Buna Kürt siyasetindeki feodal kalıntıların ve ağa soyluların balıklama atlama ihtimalinin de yüksek olduğunu belirteyim.
Birilerini şeytanlaştırarak Türk-Kürt kardeşliği olmaz
Suriye Demokratik Güçleri (SDG) ile HTŞ arasında o baştan kadük olan anlaşmanın imzalandığı günleri bir hatırlayın. El Kaide teröristleri tarafından katledilen Arap Alevilerini ‘Esed artıkları’ diye suçlayanlar arasında sadece İhvancılar değil, Kürt siyasal islamcıları, hatta sosyalist geçinen zübükler bile vardı!

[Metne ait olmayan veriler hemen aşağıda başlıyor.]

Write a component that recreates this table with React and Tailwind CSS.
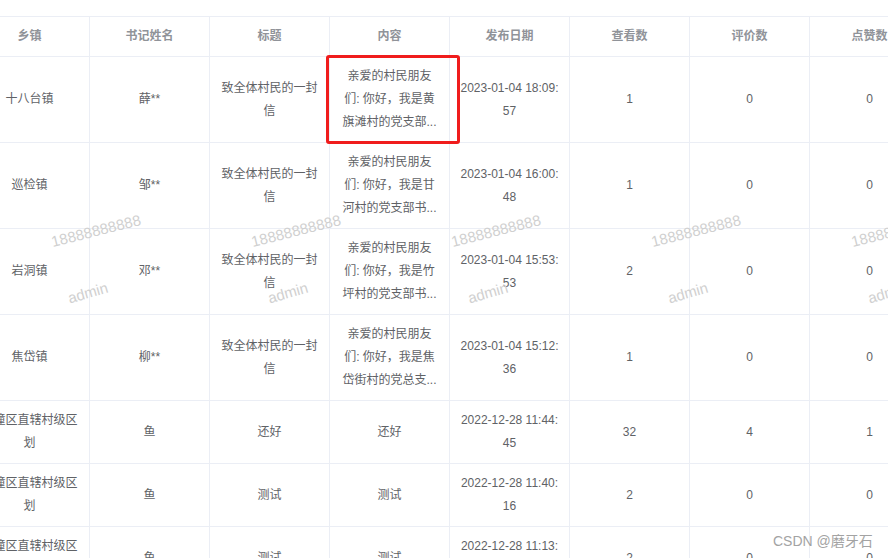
import React from "react";

const headers = ["乡镇", "书记姓名", "标题", "内容", "发布日期", "查看数", "评价数", "点赞数"];

const rows = [
  {
    h: "h-[86px]",
    c: [
      ["十八台镇"],
      ["薛**"],
      ["致全体村民的一封", "信"],
      ["亲爱的村民朋友", "们: 你好，我是黄", "旗滩村的党支部..."],
      ["2023-01-04 18:09:", "57"],
      ["1"],
      ["0"],
      ["0"],
    ],
  },
  {
    h: "h-[86px]",
    c: [
      ["巡检镇"],
      ["邹**"],
      ["致全体村民的一封", "信"],
      ["亲爱的村民朋友", "们: 你好，我是甘", "河村的党支部书..."],
      ["2023-01-04 16:00:", "48"],
      ["1"],
      ["0"],
      ["0"],
    ],
  },
  {
    h: "h-[86px]",
    c: [
      ["岩洞镇"],
      ["邓**"],
      ["致全体村民的一封", "信"],
      ["亲爱的村民朋友", "们: 你好，我是竹", "坪村的党支部书..."],
      ["2023-01-04 15:53:", "53"],
      ["2"],
      ["0"],
      ["0"],
    ],
  },
  {
    h: "h-[86px]",
    c: [
      ["焦岱镇"],
      ["柳**"],
      ["致全体村民的一封", "信"],
      ["亲爱的村民朋友", "们: 你好，我是焦", "岱街村的党总支..."],
      ["2023-01-04 15:12:", "36"],
      ["1"],
      ["0"],
      ["0"],
    ],
  },
  {
    h: "h-[63px]",
    c: [
      ["临潼区直辖村级区", "划"],
      ["鱼"],
      ["还好"],
      ["还好"],
      ["2022-12-28 11:44:", "45"],
      ["32"],
      ["4"],
      ["1"],
    ],
  },
  {
    h: "h-[63px]",
    c: [
      ["临潼区直辖村级区", "划"],
      ["鱼"],
      ["测试"],
      ["测试"],
      ["2022-12-28 11:40:", "16"],
      ["2"],
      ["0"],
      ["0"],
    ],
  },
  {
    h: "h-[63px]",
    c: [
      ["临潼区直辖村级区", "划"],
      ["鱼"],
      ["测试"],
      ["测试"],
      ["2022-12-28 11:13:", "05"],
      ["2"],
      ["0"],
      ["0"],
    ],
  },
];

const marks = [
  "left-[96px] top-[231px]",
  "left-[296px] top-[231px]",
  "left-[496px] top-[231px]",
  "left-[696px] top-[231px]",
  "left-[896px] top-[231px]",
];
const admins = [
  "left-[88px] top-[293px]",
  "left-[288px] top-[293px]",
  "left-[488px] top-[293px]",
  "left-[688px] top-[293px]",
  "left-[888px] top-[293px]",
];

export default function App() {
  return (
    <div className="relative w-[888px] h-[558px] overflow-hidden bg-white font-['Liberation_Sans','Noto_Sans_CJK_SC',sans-serif] text-[12px] leading-[23px]">
      <div className="ml-[-30px] mt-[16px] w-[960px] border-t border-[#ebeef5]">
        <div className="grid grid-cols-[repeat(8,120px)] h-[40px]">
          {headers.map((t) => (
            <div
              key={t}
              className="flex items-center justify-center border-r border-b border-[#ebeef5] px-[10px] py-2 font-bold text-[#909399]"
            >
              {t}
            </div>
          ))}
        </div>
        {rows.map((r, i) => (
          <div key={i} className={`grid grid-cols-[repeat(8,120px)] ${r.h}`}>
            {r.c.map((lines, j) => (
              <div
                key={j}
                className="flex flex-col items-center justify-center border-r border-b border-[#ebeef5] px-[10px] py-2 text-center text-[#606266] whitespace-nowrap overflow-hidden"
              >
                {lines.map((l, k) => (
                  <div key={k}>{l}</div>
                ))}
              </div>
            ))}
          </div>
        ))}
      </div>

      {marks.map((c) => (
        <div
          key={c}
          className={`pointer-events-none absolute ${c} -translate-x-1/2 -translate-y-1/2 -rotate-[14deg] text-[15px] leading-[18px] text-[#d0d0d0] font-['Liberation_Sans',sans-serif] whitespace-nowrap`}
        >
          18888888888
        </div>
      ))}
      {admins.map((c) => (
        <div
          key={c}
          className={`pointer-events-none absolute ${c} -translate-x-1/2 -translate-y-1/2 -rotate-[16deg] text-[15px] leading-[18px] text-[#d0d0d0] font-['Liberation_Sans',sans-serif] whitespace-nowrap`}
        >
          admin
        </div>
      ))}

      <div className="pointer-events-none absolute left-[326px] top-[55px] w-[134px] h-[89px] rounded-[3px] border-[3px] border-[#f01c1c]" />

      <div className="pointer-events-none absolute left-[773px] top-[531px] text-[14px] leading-[20px] text-[#a3a3a3] whitespace-nowrap">
        CSDN @磨牙石
      </div>
    </div>
  );
}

Kurtulmuş’un açıklamasının ardından şu yurtdışında yaşayan ve Kürt siyaseti üzerine ahkam kesen bazı tiplerin, “İdris-i Bitlisi ve ailesine Şah İsmail yanlıları nasıl zulmetti” diyerek Kurtulmuş’a destek veren ‘yavuz Kürt çeyrek aydınları’nın sayısı da hiç az değil.
Bugünlerde her yurtseverin bu provokasyonları boşa çıkarması en önemli görevlerden biri… İster liberal olsun, ister sosyalist, ister Kürt siyasetinden… Bu kanlı oyun bu coğrafyada burnumuzun dibinde sergilenirken, gericilik, mezhepçilik ve çağdışı bir milliyetçiliğin emperyalist kuklası söylemlerini o çıktıkları zehirli toprağa gömmek bir yurtseverlik görevi olmalı.
Türk-Kürt kardeşliği, bu ülkede yaşayan 20 milyon yurttaşı düşmanlaştırmaya kalkışarak gerçekleşemez.
İki kere iki dört neyse, o kadar sarih!